* STATED EXERCISE
Every record below should be written out exactly; pictures stay out.

* INFORMATION SHOWN
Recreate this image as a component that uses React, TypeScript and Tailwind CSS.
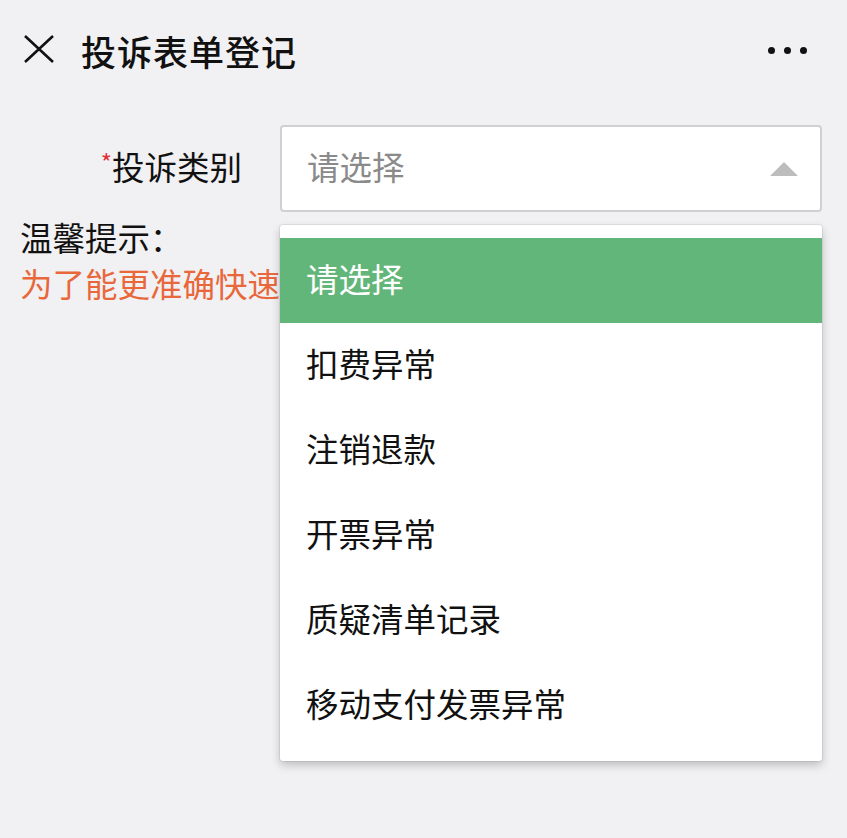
import React from "react";

const options = ["请选择", "扣费异常", "注销退款", "开票异常", "质疑清单记录", "移动支付发票异常"];

export default function App() {
    return (
        <div className="w-[847px] h-[838px] bg-[#f1f0f2] overflow-hidden text-[#111] font-['Noto_Sans_CJK_SC','Noto_Sans',sans-serif]">
            {/* header */}
            <div className="h-[100px] flex items-center pl-[22px] pr-[40px]">
                <svg width="34" height="30" viewBox="0 0 34 30" className="mr-[25px] mt-[-2px]">
                    <path d="M3 2 L31 28 M31 2 L3 28" stroke="#111" strokeWidth="2.6" fill="none" />
                </svg>
                <h1 className="text-[35px] font-medium leading-none tracking-[1px]">投诉表单登记</h1>
                <div className="ml-auto flex gap-[9px] items-center">
                    <span className="w-[7px] h-[7px] rounded-full bg-[#111]"></span>
                    <span className="w-[7px] h-[7px] rounded-full bg-[#111]"></span>
                    <span className="w-[7px] h-[7px] rounded-full bg-[#111]"></span>
                </div>
            </div>

            {/* form */}
            <div className="relative mt-[25px]">
                <div className="flex items-center">
                    <label className="w-[244px] text-right pr-[2px] text-[32.5px] leading-none mt-[-5px]">
                        <span className="text-[#e0303a] text-[24px] align-top">*</span>投诉类别
                    </label>
                    <div className="ml-[36px] w-[542px] h-[87px] bg-white border-2 border-[#d0cfd2] rounded-[4px] flex items-center pl-[25px] pr-[22px]">
                        <span className="text-[32.5px] text-[#8a8a8a] mt-[-4px]">请选择</span>
                        <span className="ml-auto w-0 h-0 border-l-[14px] border-r-[14px] border-b-[14px] border-l-transparent border-r-transparent border-b-[#bdbdbd]"></span>
                    </div>
                </div>

                <div className="pl-[20px] mt-[2px]">
                    <p className="text-[32.5px] leading-[46px]">温馨提示：</p>
                    <div className="w-[260px] overflow-hidden">
                        <p className="text-[32.5px] leading-[46px] text-[#e8683c] whitespace-nowrap">为了能更准确快速</p>
                    </div>
                </div>

                {/* dropdown */}
                <div className="absolute left-[280px] top-[100px] w-[542px] bg-white rounded-[3px] py-[13px] shadow-[0_4px_10px_rgba(0,0,0,0.22),0_0_0_1px_rgba(0,0,0,0.06)]">
                    {options.map((opt, i) => (
                        <div
                            key={opt}
                            className={"h-[85px] flex items-center pl-[26px] text-[32.5px] " + (i === 0 ? "bg-[#62b67a] text-white" : "text-[#111]")}
                        >
                            <span className="mt-[-4px]">{opt}</span>
                        </div>
                    ))}
                </div>
            </div>
        </div>
    );
}
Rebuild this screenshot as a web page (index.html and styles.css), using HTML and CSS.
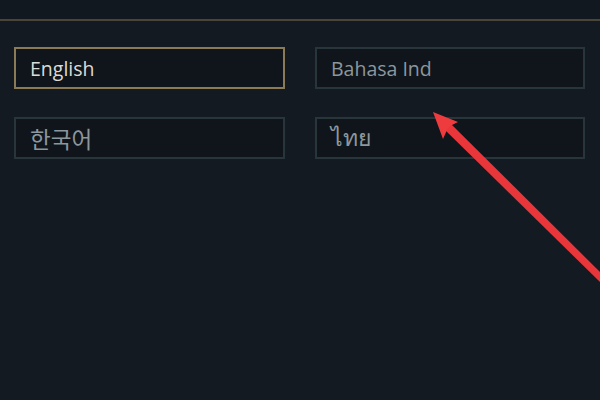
FILE: index.html
```html
<!DOCTYPE html>
<html>
<head>
<meta charset="utf-8">
<link rel="stylesheet" href="styles.css">
</head>
<body>
<div class="page">
  <div class="topbar"></div>
  <div class="langs">
    <div class="lang selected">English</div>
    <div class="lang">Bahasa Ind</div>
    <div class="lang lang-ko">한국어</div>
    <div class="lang lang-th">ไทย</div>
  </div>
  <svg class="arrow" width="600" height="400" viewBox="0 0 600 400">
    <polygon points="444,129 450,123 602,274 602,284" fill="#e8363a"/>
    <polygon points="433,112 458,122 450,126 447,130 443,139" fill="#ee3b3e"/>
  </svg>
</div>
</body>
</html>
```
FILE: styles.css
```css
html, body {
  margin: 0;
  padding: 0;
  background: #141a21;
}
.page {
  position: relative;
  width: 600px;
  height: 400px;
  overflow: hidden;
  background: #141a21;
  font-family: "Open Sans", "Noto Sans", "Noto Sans CJK KR", "DejaVu Sans", sans-serif;
}
.topbar {
  height: 19px;
  background: #121820;
  border-bottom: 2px solid #4a4539;
}
.langs {
  display: grid;
  grid-template-columns: 271px 270px;
  grid-auto-rows: 42px;
  column-gap: 30px;
  row-gap: 28px;
  padding: 26px 0 0 14px;
}
.lang {
  box-sizing: border-box;
  border: 2px solid #28353b;
  background: #10151b;
  color: #8c979d;
  font-size: 19.5px;
  font-weight: 500;
  display: flex;
  align-items: center;
  padding-left: 14px;
}
.lang.selected {
  border-color: #8a7a56;
  color: #dcdcd6;
}
.lang-ko {
  font-family: "Noto Sans CJK KR", sans-serif;
  font-size: 22.5px;
  font-weight: 400;
}
.lang-th {
  font-size: 23px;
}
.arrow {
  position: absolute;
  left: 0;
  top: 0;
}
```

* RESULT OF THE EXERCISE
Recreate this image as a component that uses React, TypeScript and Tailwind CSS.
import React from "react";

const options = ["请选择", "扣费异常", "注销退款", "开票异常", "质疑清单记录", "移动支付发票异常"];

export default function App() {
    return (
        <div className="w-[847px] h-[838px] bg-[#f1f0f2] overflow-hidden text-[#111] font-['Noto_Sans_CJK_SC','Noto_Sans',sans-serif]">
            {/* header */}
            <div className="h-[100px] flex items-center pl-[22px] pr-[40px]">
                <svg width="34" height="30" viewBox="0 0 34 30" className="mr-[25px] mt-[-2px]">
                    <path d="M3 2 L31 28 M31 2 L3 28" stroke="#111" strokeWidth="2.6" fill="none" />
                </svg>
                <h1 className="text-[35px] font-medium leading-none tracking-[1px]">投诉表单登记</h1>
                <div className="ml-auto flex gap-[9px] items-center">
                    <span className="w-[7px] h-[7px] rounded-full bg-[#111]"></span>
                    <span className="w-[7px] h-[7px] rounded-full bg-[#111]"></span>
                    <span className="w-[7px] h-[7px] rounded-full bg-[#111]"></span>
                </div>
            </div>

            {/* form */}
            <div className="relative mt-[25px]">
                <div className="flex items-center">
                    <label className="w-[244px] text-right pr-[2px] text-[32.5px] leading-none mt-[-5px]">
                        <span className="text-[#e0303a] text-[24px] align-top">*</span>投诉类别
                    </label>
                    <div className="ml-[36px] w-[542px] h-[87px] bg-white border-2 border-[#d0cfd2] rounded-[4px] flex items-center pl-[25px] pr-[22px]">
                        <span className="text-[32.5px] text-[#8a8a8a] mt-[-4px]">请选择</span>
                        <span className="ml-auto w-0 h-0 border-l-[14px] border-r-[14px] border-b-[14px] border-l-transparent border-r-transparent border-b-[#bdbdbd]"></span>
                    </div>
                </div>

                <div className="pl-[20px] mt-[2px]">
                    <p className="text-[32.5px] leading-[46px]">温馨提示：</p>
                    <div className="w-[260px] overflow-hidden">
                        <p className="text-[32.5px] leading-[46px] text-[#e8683c] whitespace-nowrap">为了能更准确快速</p>
                    </div>
                </div>

                {/* dropdown */}
                <div className="absolute left-[280px] top-[100px] w-[542px] bg-white rounded-[3px] py-[13px] shadow-[0_4px_10px_rgba(0,0,0,0.22),0_0_0_1px_rgba(0,0,0,0.06)]">
                    {options.map((opt, i) => (
                        <div
                            key={opt}
                            className={"h-[85px] flex items-center pl-[26px] text-[32.5px] " + (i === 0 ? "bg-[#62b67a] text-white" : "text-[#111]")}
                        >
                            <span className="mt-[-4px]">{opt}</span>
                        </div>
                    ))}
                </div>
            </div>
        </div>
    );
}
Rebuild this screenshot as a web page (index.html and styles.css), using HTML and CSS.
FILE: index.html
```html
<!DOCTYPE html>
<html>
<head>
<meta charset="utf-8">
<link rel="stylesheet" href="styles.css">
</head>
<body>
<div class="page">
  <div class="topbar"></div>
  <div class="langs">
    <div class="lang selected">English</div>
    <div class="lang">Bahasa Ind</div>
    <div class="lang lang-ko">한국어</div>
    <div class="lang lang-th">ไทย</div>
  </div>
  <svg class="arrow" width="600" height="400" viewBox="0 0 600 400">
    <polygon points="444,129 450,123 602,274 602,284" fill="#e8363a"/>
    <polygon points="433,112 458,122 450,126 447,130 443,139" fill="#ee3b3e"/>
  </svg>
</div>
</body>
</html>
```
FILE: styles.css
```css
html, body {
  margin: 0;
  padding: 0;
  background: #141a21;
}
.page {
  position: relative;
  width: 600px;
  height: 400px;
  overflow: hidden;
  background: #141a21;
  font-family: "Open Sans", "Noto Sans", "Noto Sans CJK KR", "DejaVu Sans", sans-serif;
}
.topbar {
  height: 19px;
  background: #121820;
  border-bottom: 2px solid #4a4539;
}
.langs {
  display: grid;
  grid-template-columns: 271px 270px;
  grid-auto-rows: 42px;
  column-gap: 30px;
  row-gap: 28px;
  padding: 26px 0 0 14px;
}
.lang {
  box-sizing: border-box;
  border: 2px solid #28353b;
  background: #10151b;
  color: #8c979d;
  font-size: 19.5px;
  font-weight: 500;
  display: flex;
  align-items: center;
  padding-left: 14px;
}
.lang.selected {
  border-color: #8a7a56;
  color: #dcdcd6;
}
.lang-ko {
  font-family: "Noto Sans CJK KR", sans-serif;
  font-size: 22.5px;
  font-weight: 400;
}
.lang-th {
  font-size: 23px;
}
.arrow {
  position: absolute;
  left: 0;
  top: 0;
}
```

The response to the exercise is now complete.